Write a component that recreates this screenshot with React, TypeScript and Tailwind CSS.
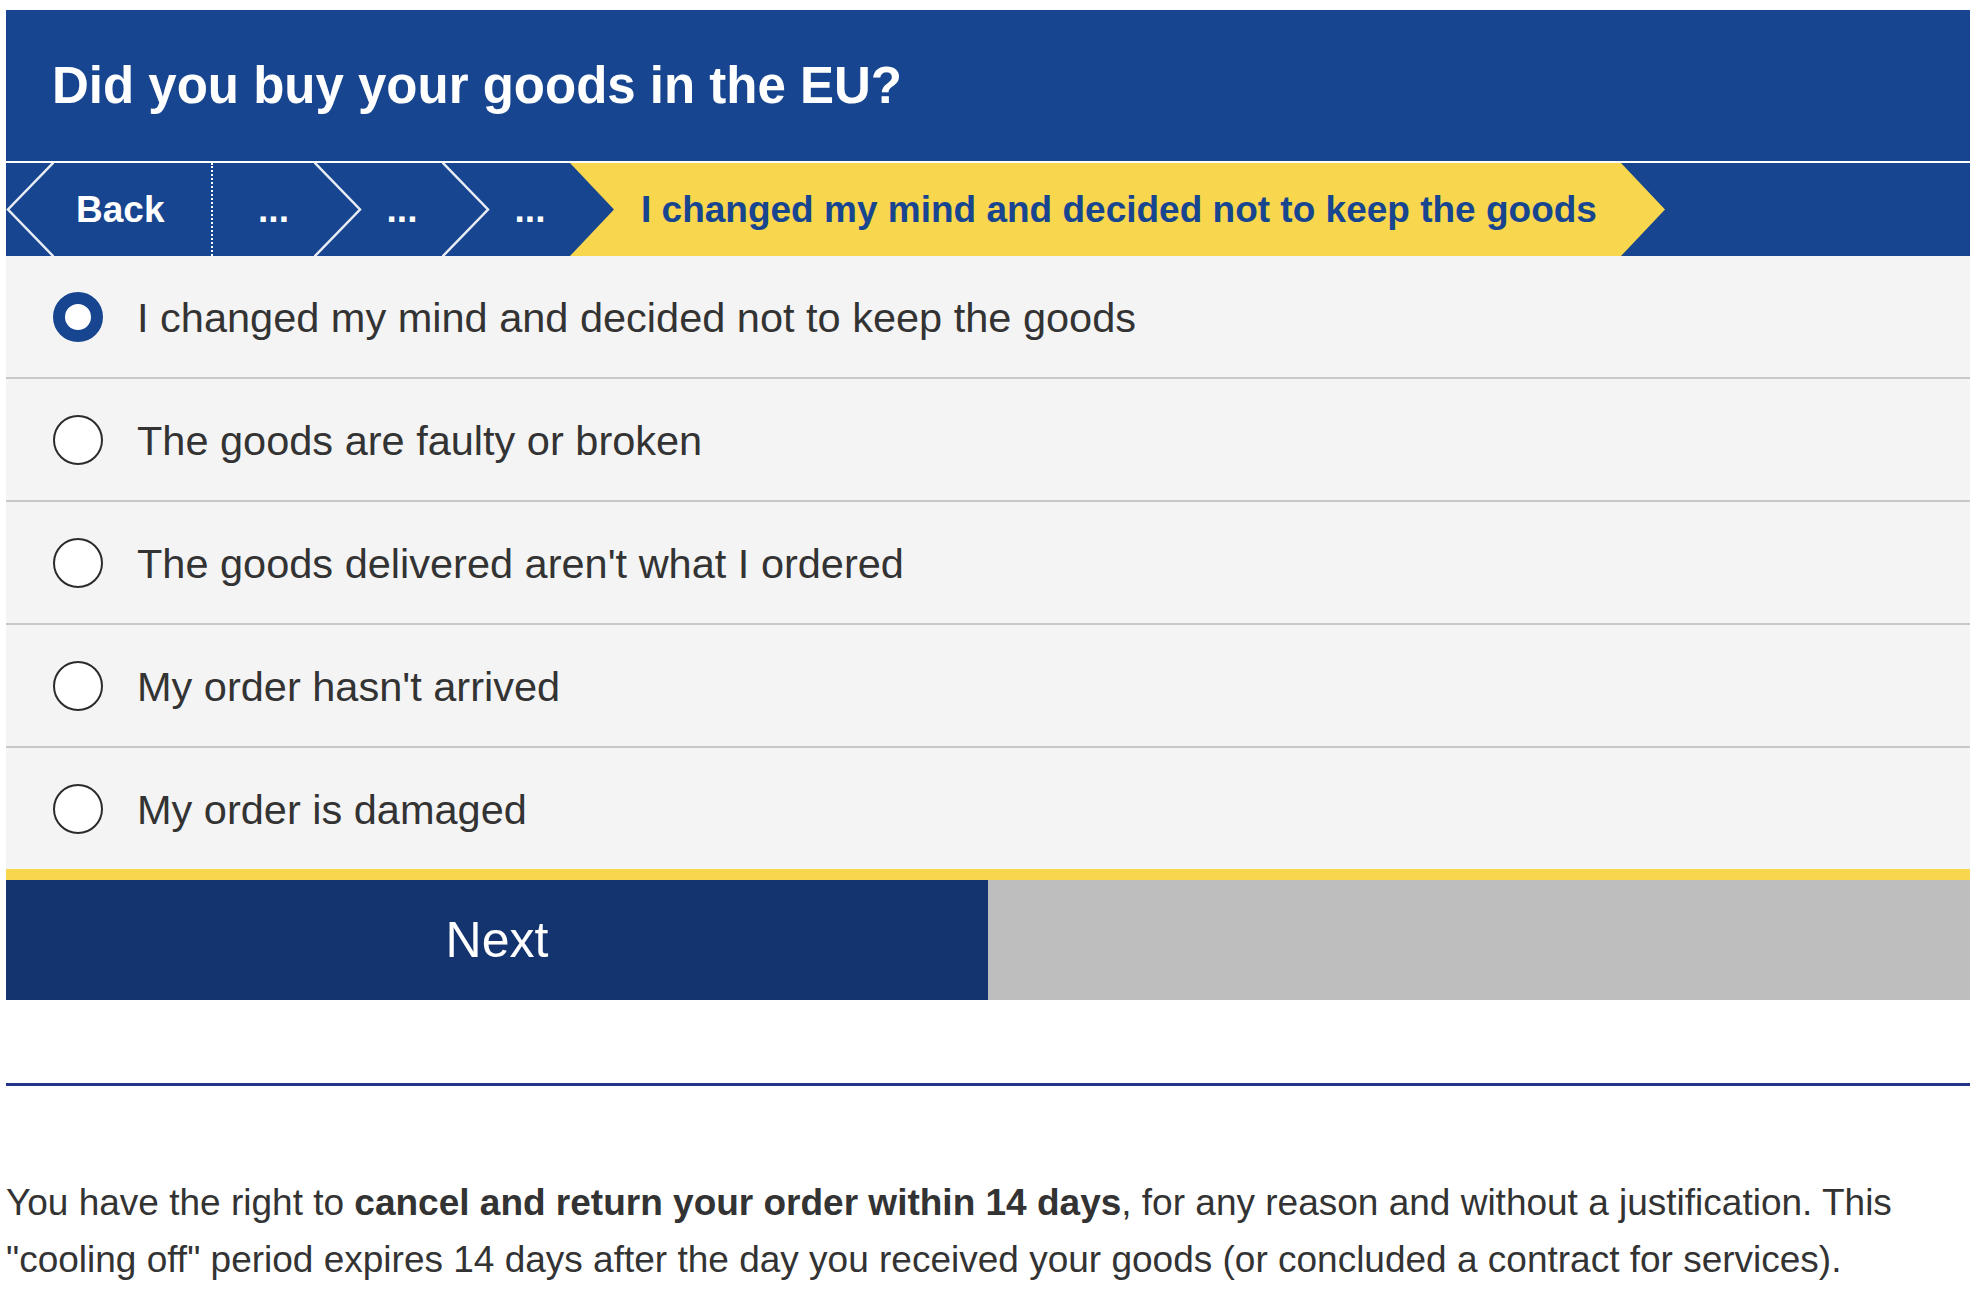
import React, { useState } from 'react';

const options = [
  'I changed my mind and decided not to keep the goods',
  'The goods are faulty or broken',
  "The goods delivered aren't what I ordered",
  "My order hasn't arrived",
  'My order is damaged',
];

const font = { fontFamily: '"Liberation Sans", Arial, Helvetica, sans-serif' };

// white outlined chevron between crumbs
const Chevron = ({ left }: { left?: boolean }) => (
  <svg width="48" height="93" viewBox="0 0 48 93" className="shrink-0">
    {left ? (
      <polyline points="48,-1 2,46.5 48,94" fill="none" stroke="#e8ecf4" strokeWidth="2.5" />
    ) : (
      <polyline points="0,-1 46,46.5 0,94" fill="none" stroke="#e8ecf4" strokeWidth="2.5" />
    )}
  </svg>
);

// solid arrow tip, colour of the crumb before it
const ArrowTip = ({ fill, bg }: { fill: string; bg: string }) => (
  <svg width="46" height="93" viewBox="0 0 46 93" className="shrink-0" style={{ background: bg }}>
    <polygon points="0,0 44,46.5 0,93" fill={fill} />
  </svg>
);

const Radio = ({ checked }: { checked: boolean }) =>
  checked ? (
    <span className="w-[50px] h-[50px] shrink-0 rounded-full border-[12.5px] border-[#17458f] bg-white" />
  ) : (
    <span className="w-[50px] h-[50px] shrink-0 rounded-full border-2 border-[#2b2b2b] bg-white" />
  );

const App = () => {
  const [selected, setSelected] = useState(0);

  return (
    <div className="min-h-screen bg-white" style={font}>
      <div className="w-[1964px] ml-[6px] pt-[10px]">
        {/* Question header */}
        <div className="h-[151px] bg-[#17458f] flex items-center pl-[46px]">
          <h1 className="text-[51px] font-bold text-white leading-none">Did you buy your goods in the EU?</h1>
        </div>

        {/* Breadcrumb */}
        <div className="mt-[2px] h-[93px] bg-[#17458f] flex items-stretch text-[37px] font-bold text-white">
          <Chevron left />
          <button className="w-[157px] shrink-0 flex items-center pl-[22px] font-bold">Back</button>
          <div className="w-0 border-l-2 border-dotted border-white" />
          <span className="w-[101px] shrink-0 flex items-center justify-center pl-[20px]">...</span>
          <Chevron />
          <span className="w-[80px] shrink-0 flex items-center justify-center">...</span>
          <Chevron />
          <span className="w-[80px] shrink-0 flex items-center justify-center">...</span>
          <ArrowTip fill="#17458f" bg="#f8d64d" />
          <span className="w-[1005px] shrink-0 bg-[#f8d64d] text-[#17458f] flex items-center pl-[25px]">
            I changed my mind and decided not to keep the goods
          </span>
          <ArrowTip fill="#f8d64d" bg="#17458f" />
          <div className="flex-1" />
        </div>

        {/* Options */}
        <div className="bg-[#f4f4f4]">
          {options.map((opt, i) => (
            <label
              key={opt}
              onClick={() => setSelected(i)}
              className={`h-[121px] flex items-center pl-[47px] gap-[34px] cursor-pointer box-content ${
                i < options.length - 1 ? 'border-b-2 border-[#c8c8c8]' : ''
              }`}
            >
              <Radio checked={selected === i} />
              <span className="text-[41.5px] text-[#333333] pt-[3px]">{opt}</span>
            </label>
          ))}
        </div>

        {/* Actions */}
        <div className="h-[11px] bg-[#f8d64d]" />
        <div className="flex h-[120px]">
          <button className="flex-1 bg-[#13346f] text-white text-[50px] flex items-center justify-center">Next</button>
          <div className="flex-1 bg-[#bebebe]" />
        </div>

        <div className="mt-[83px] border-t-[3px] border-[#23348a]" />

        <p className="mt-[88px] text-[37px] leading-[57px] text-[#333333]">
          <span>You have the right to </span>
          <strong className="font-bold">cancel and return your order within 14 days</strong>
          <span>, for any reason and without a justification. This</span>
          <br />
          <span>"cooling off" period expires 14 days after the day you received your goods (or concluded a contract for services).</span>
        </p>
      </div>
    </div>
  );
};

export default App;
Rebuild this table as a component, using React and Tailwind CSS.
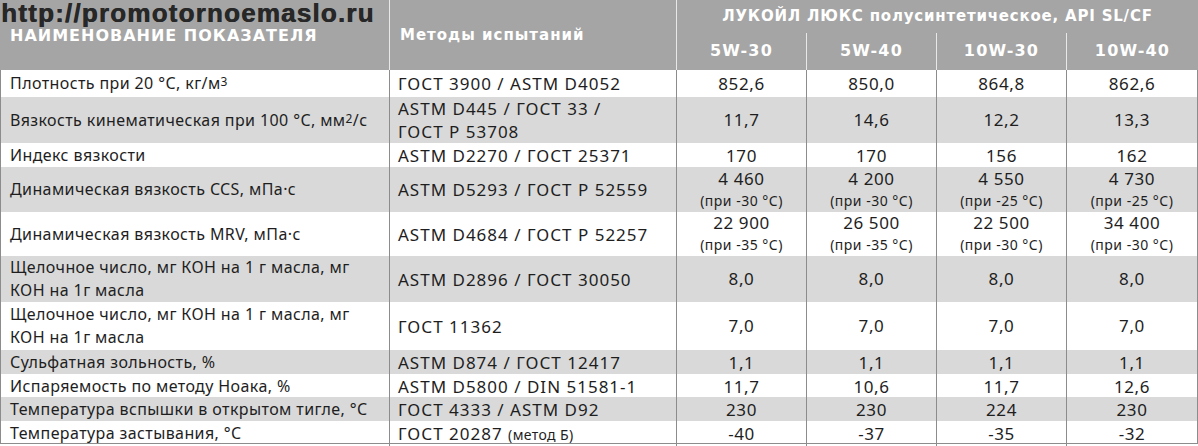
import React from "react";

const rows = [
  {
    name: (
      <>
        Плотность при 20 °C, кг/м<sup className="text-[12px] relative -top-[3px]">3</sup>
      </>
    ),
    method: "ГОСТ 3900 / ASTM D4052",
    vals: ["852,6", "850,0", "864,8", "862,6"],
    h: "h-[27px]",
  },
  {
    name: (
      <>
        Вязкость кинематическая при 100 °C, мм<sup className="text-[12px] relative -top-[3px]">2</sup>/с
      </>
    ),
    method: (
      <>
        ASTM D445 / ГОСТ 33 /
        <br />
        ГОСТ Р 53708
      </>
    ),
    vals: ["11,7", "14,6", "12,2", "13,3"],
    h: "h-[46px]",
  },
  {
    name: "Индекс вязкости",
    method: "ASTM D2270 / ГОСТ 25371",
    vals: ["170", "170", "156", "162"],
    h: "h-[24px]",
  },
  {
    name: "Динамическая вязкость CCS, мПа·с",
    method: "ASTM D5293 / ГОСТ Р 52559",
    vals: [
      ["4 460", "(при -30 °C)"],
      ["4 200", "(при -30 °C)"],
      ["4 550", "(при -25 °C)"],
      ["4 730", "(при -25 °C)"],
    ],
    h: "h-[45px]",
  },
  {
    name: "Динамическая вязкость MRV, мПа·с",
    method: "ASTM D4684 / ГОСТ Р 52257",
    vals: [
      ["22 900", "(при -35 °C)"],
      ["26 500", "(при -35 °C)"],
      ["22 500", "(при -30 °C)"],
      ["34 400", "(при -30 °C)"],
    ],
    h: "h-[44px]",
  },
  {
    name: (
      <>
        Щелочное число, мг КОН на 1 г масла, мг
        <br />
        КОН на 1г масла
      </>
    ),
    method: "ASTM D2896 / ГОСТ 30050",
    vals: ["8,0", "8,0", "8,0", "8,0"],
    h: "h-[46px]",
  },
  {
    name: (
      <>
        Щелочное число, мг КОН на 1 г масла, мг
        <br />
        КОН на 1г масла
      </>
    ),
    method: "ГОСТ 11362",
    vals: ["7,0", "7,0", "7,0", "7,0"],
    h: "h-[48px]",
  },
  {
    name: "Сульфатная зольность, %",
    method: "ASTM D874 / ГОСТ 12417",
    vals: ["1,1", "1,1", "1,1", "1,1"],
    h: "h-[24px]",
  },
  {
    name: "Испаряемость по методу Ноака, %",
    method: "ASTM D5800 / DIN 51581-1",
    vals: ["11,7", "10,6", "11,7", "12,6"],
    h: "h-[23px]",
  },
  {
    name: "Температура вспышки в открытом тигле, °C",
    method: "ГОСТ 4333 / ASTM D92",
    vals: ["230", "230", "224", "230"],
    h: "h-[24px]",
  },
  {
    name: "Температура застывания, °C",
    method: (
      <>
        ГОСТ 20287 <span className="text-[14px] tracking-[0.4px]">(метод Б)</span>
      </>
    ),
    vals: ["-40", "-37", "-35", "-32"],
    h: "h-[22px]",
  },
];

const grades = ["5W-30", "5W-40", "10W-30", "10W-40"];

function Value({ v }) {
  if (Array.isArray(v)) {
    return (
      <div className="flex flex-col items-center">
        <span className="text-[17px] leading-[22px] tracking-[0.6px]">{v[0]}</span>
        <span className="text-[14px] leading-[22px] tracking-[0.5px]">{v[1]}</span>
      </div>
    );
  }
  return <span className="tracking-[0.6px]">{v}</span>;
}

export default function App() {
  return (
    <div className="w-[1198px] h-[446px] bg-white text-[#1e1e1e] font-['Noto_Sans',sans-serif] overflow-hidden">
      {/* header */}
      <div className="grid grid-cols-[390px_287px_521px] h-[70px] bg-[#a5a5a5] font-['DejaVu_Sans',sans-serif] font-bold text-white">
        <div className="border-r border-[#e8e8e8] flex flex-col">
          <div className="font-['Liberation_Sans',sans-serif] font-bold text-[#272727] text-[26px] leading-[27px] tracking-[1.2px] pl-[1px] whitespace-nowrap [text-shadow:0.6px_0_0_#272727]">
            http://promotornoemaslo.ru
          </div>
          <div className="pl-[10px] text-[16px] leading-[16px] tracking-[1px] mt-[1px]">НАИМЕНОВАНИЕ ПОКАЗАТЕЛЯ</div>
        </div>
        <div className="border-r border-[#e8e8e8] pl-[10px] flex items-center text-[15px] tracking-[1px] pt-[1px]">
          Методы испытаний
        </div>
        <div className="flex flex-col">
          <div className="h-[33px] flex items-center justify-center text-[15px] tracking-[0.8px] pb-[1px]">
            ЛУКОЙЛ ЛЮКС полусинтетическое, API SL/CF
          </div>
          <div className="flex-1 grid grid-cols-[130px_130px_130px_131px] text-[16px] tracking-[1.2px]">
            {grades.map((g, i) => (
              <div
                key={g}
                className={`flex items-center justify-center pb-[1px] ${i < 3 ? "border-r border-[#e8e8e8]" : ""}`}
              >
                {g}
              </div>
            ))}
          </div>
        </div>
      </div>

      {/* body */}
      <div className="border-l border-b border-r border-[#8c8c8c] text-[17px]">
        {rows.map((r, i) => (
          <div
            key={i}
            className={`grid grid-cols-[389px_287px_130px_130px_130px_130px] ${r.h} ${
              i % 2 === 1 ? "bg-[#d9d9d9]" : "bg-white"
            }`}
          >
            <div className="border-r border-[#8c8c8c] pl-[9px] flex items-center text-[16px] leading-[23px] tracking-[0.4px] whitespace-nowrap">
              <div>{r.name}</div>
            </div>
            <div className="border-r border-[#8c8c8c] pl-[8px] flex items-center leading-[23px] tracking-[1px] whitespace-nowrap">
              <div>{r.method}</div>
            </div>
            {r.vals.map((v, j) => (
              <div
                key={j}
                className={`flex items-center justify-center ${j < 3 ? "border-r border-[#8c8c8c]" : ""}`}
              >
                <Value v={v} />
              </div>
            ))}
          </div>
        ))}
      </div>
    </div>
  );
}
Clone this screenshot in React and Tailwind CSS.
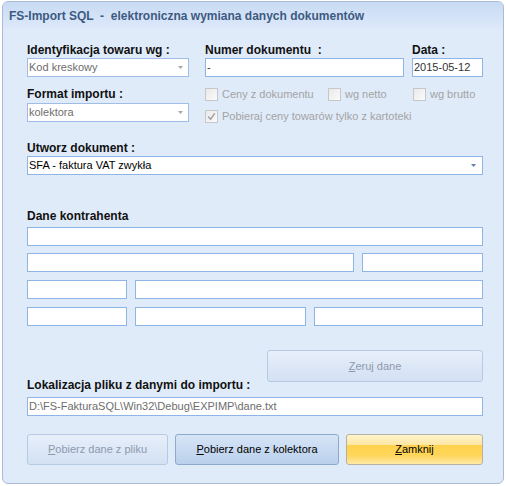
import React from "react";

const font = "font-['Liberation_Sans',Arial,sans-serif]";

function Arrow({ color }) {
  return (
    <svg width="5" height="3" viewBox="0 0 5 3">
      <path d="M0 0H5L2.5 3Z" fill={color} />
    </svg>
  );
}

function Combo({ value, className, textClass, arrowColor, arrowPad }) {
  return (
    <div
      className={
        "h-[19px] flex items-center justify-between border bg-white " + className
      }
    >
      <span className={"leading-[17px] " + textClass}>{value}</span>
      <span className={arrowPad}>
        <Arrow color={arrowColor} />
      </span>
    </div>
  );
}

function Field({ value, className, textClass }) {
  return (
    <div
      className={
        "h-[19px] border border-[#8fb4e6] bg-white leading-[17px] shrink-0 " +
        (className || "")
      }
    >
      <span className={textClass}>{value}</span>
    </div>
  );
}

function Check({ checked, label, className }) {
  return (
    <div className={"flex items-center h-[13px] " + (className || "")}>
      <div className="w-[13px] h-[13px] border border-[#c7c7c7] bg-gradient-to-br from-[#e9e9e9] to-[#fbfbfb] flex items-center justify-center">
        {checked && (
          <svg width="9" height="9" viewBox="0 0 9 9">
            <path
              d="M1.2 4.6L3.6 7.2L7.8 1.4"
              stroke="#a4a4a4"
              strokeWidth="1.6"
              fill="none"
            />
          </svg>
        )}
      </div>
      <span className="ml-[4px] text-[#a3a3a3] whitespace-nowrap">{label}</span>
    </div>
  );
}

function Label({ children, className }) {
  return (
    <div
      className={
        "h-[14px] leading-[14px] text-[12px] font-bold text-[#111] whitespace-pre shrink-0 " +
        (className || "")
      }
    >
      {children}
    </div>
  );
}

export default function App() {
  return (
    <div className={"w-[506px] h-[486px] bg-white pt-[1px] pl-[2px] text-[11px] " + font}>
      <div className="w-[502px] h-[483px] rounded-[6px] border border-[#a9bbd5] bg-[#e0ebfa] overflow-hidden flex flex-col">
        <div className="h-[28px] bg-gradient-to-b from-[#c7daf3] to-[#dfeafa] pl-[6px] pt-[7px]">
          <div className="text-[12px] leading-[14px] font-bold text-[#3d5a82] whitespace-pre">
            FS-Import SQL  -  elektroniczna wymiana danych dokumentów
          </div>
        </div>

        <div className="pl-[24px] pr-[20px] flex flex-col">
          <div className="flex mt-[13px]">
            <Label className="w-[162px]">Identyfikacja towaru wg :</Label>
            <Label className="ml-[16px] w-[207px]">Numer dokumentu  :</Label>
            <Label>Data :</Label>
          </div>
          <div className="flex mt-[1px]">
            <Combo
              value="Kod kreskowy"
              className="w-[162px] shrink-0 border-[#9fbde6] pl-[1px]"
              textClass="text-[#6e6e6e]"
              arrowColor="#a7a7a7"
              arrowPad="pr-[5px]"
            />
            <Field value="-" className="ml-[16px] w-[199px] pl-[1px]" textClass="text-[#333]" />
            <Field
              value="2015-05-12"
              className="ml-[8px] w-[71px] pl-[1px]"
              textClass="text-[#333]"
            />
          </div>

          <div className="flex mt-[10px]">
            <div className="w-[162px] shrink-0 flex flex-col">
              <Label>Format importu :</Label>
              <Combo
                value="kolektora"
                className="mt-[2px] border-[#9fbde6] pl-[1px]"
                textClass="text-[#6e6e6e]"
                arrowColor="#a7a7a7"
                arrowPad="pr-[5px]"
              />
            </div>
            <div className="ml-[16px] flex flex-col pt-[1px]">
              <div className="flex">
                <Check label="Ceny z dokumentu" className="w-[123px]" />
                <Check label="wg netto" className="w-[85px]" />
                <Check label="wg brutto" />
              </div>
              <Check checked label="Pobieraj ceny towarów tylko z kartoteki" className="mt-[9px]" />
            </div>
          </div>

          <Label className="mt-[18px]">Utworz dokument :</Label>
          <Combo
            value="SFA - faktura VAT zwykła"
            className="mt-[1px] border-[#8fb4e6] pl-[1px]"
            textClass="text-[#000]"
            arrowColor="#5f7fae"
            arrowPad="pr-[6px]"
          />

          <Label className="mt-[34px]">Dane kontrahenta</Label>
          <Field className="mt-[4px]" />
          <div className="flex gap-[8px] mt-[7px]">
            <Field className="w-[327px]" />
            <Field className="flex-1" />
          </div>
          <div className="flex gap-[8px] mt-[8px]">
            <Field className="w-[100px]" />
            <Field className="flex-1" />
          </div>
          <div className="flex gap-[8px] mt-[8px]">
            <Field className="w-[100px]" />
            <Field className="w-[171px]" />
            <Field className="flex-1" />
          </div>

          <div className="flex justify-end mt-[24px]">
            <button className="w-[216px] h-[32px] rounded-[3px] border border-[#b7cae3] bg-gradient-to-b from-[#e7effa] to-[#d3e1f3] text-[#8c99ad]">
              <span className="underline">Z</span>eruj dane
            </button>
          </div>

          <Label className="-mt-[4px]">Lokalizacja pliku z danymi do importu :</Label>
          <Field
            value="D:\FS-FakturaSQL\Win32\Debug\EXPIMP\dane.txt"
            className="mt-[5px] pl-[1px]"
            textClass="text-[#6e6e6e]"
          />

          <div className="flex gap-[7px] mt-[18px]">
            <button className="w-[141px] h-[31px] rounded-[3px] border border-[#b7cae3] bg-gradient-to-b from-[#e7effa] to-[#d3e1f3] text-[#8c99ad]">
              <span className="underline">P</span>obierz dane z pliku
            </button>
            <button className="w-[164px] h-[31px] rounded-[3px] border border-[#8ea9cd] bg-gradient-to-b from-[#d6e5f7] to-[#bad0ec] text-[#000]">
              <span className="underline">P</span>obierz dane z kolektora
            </button>
            <button className="w-[137px] h-[31px] rounded-[3px] border border-[#b5b0a0] bg-[linear-gradient(to_bottom,#fff4cc_0%,#fde7a4_33%,#ffd24c_34%,#ffd65a_70%,#ffe9a6_100%)] text-[#000]">
              <span className="underline">Z</span>amknij
            </button>
          </div>
        </div>
      </div>
    </div>
  );
}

--------------------------------

Report how many lines of the records above contain the word "Tailwind", and give only that number.

### RESPONSE TO THE EXERCISE
3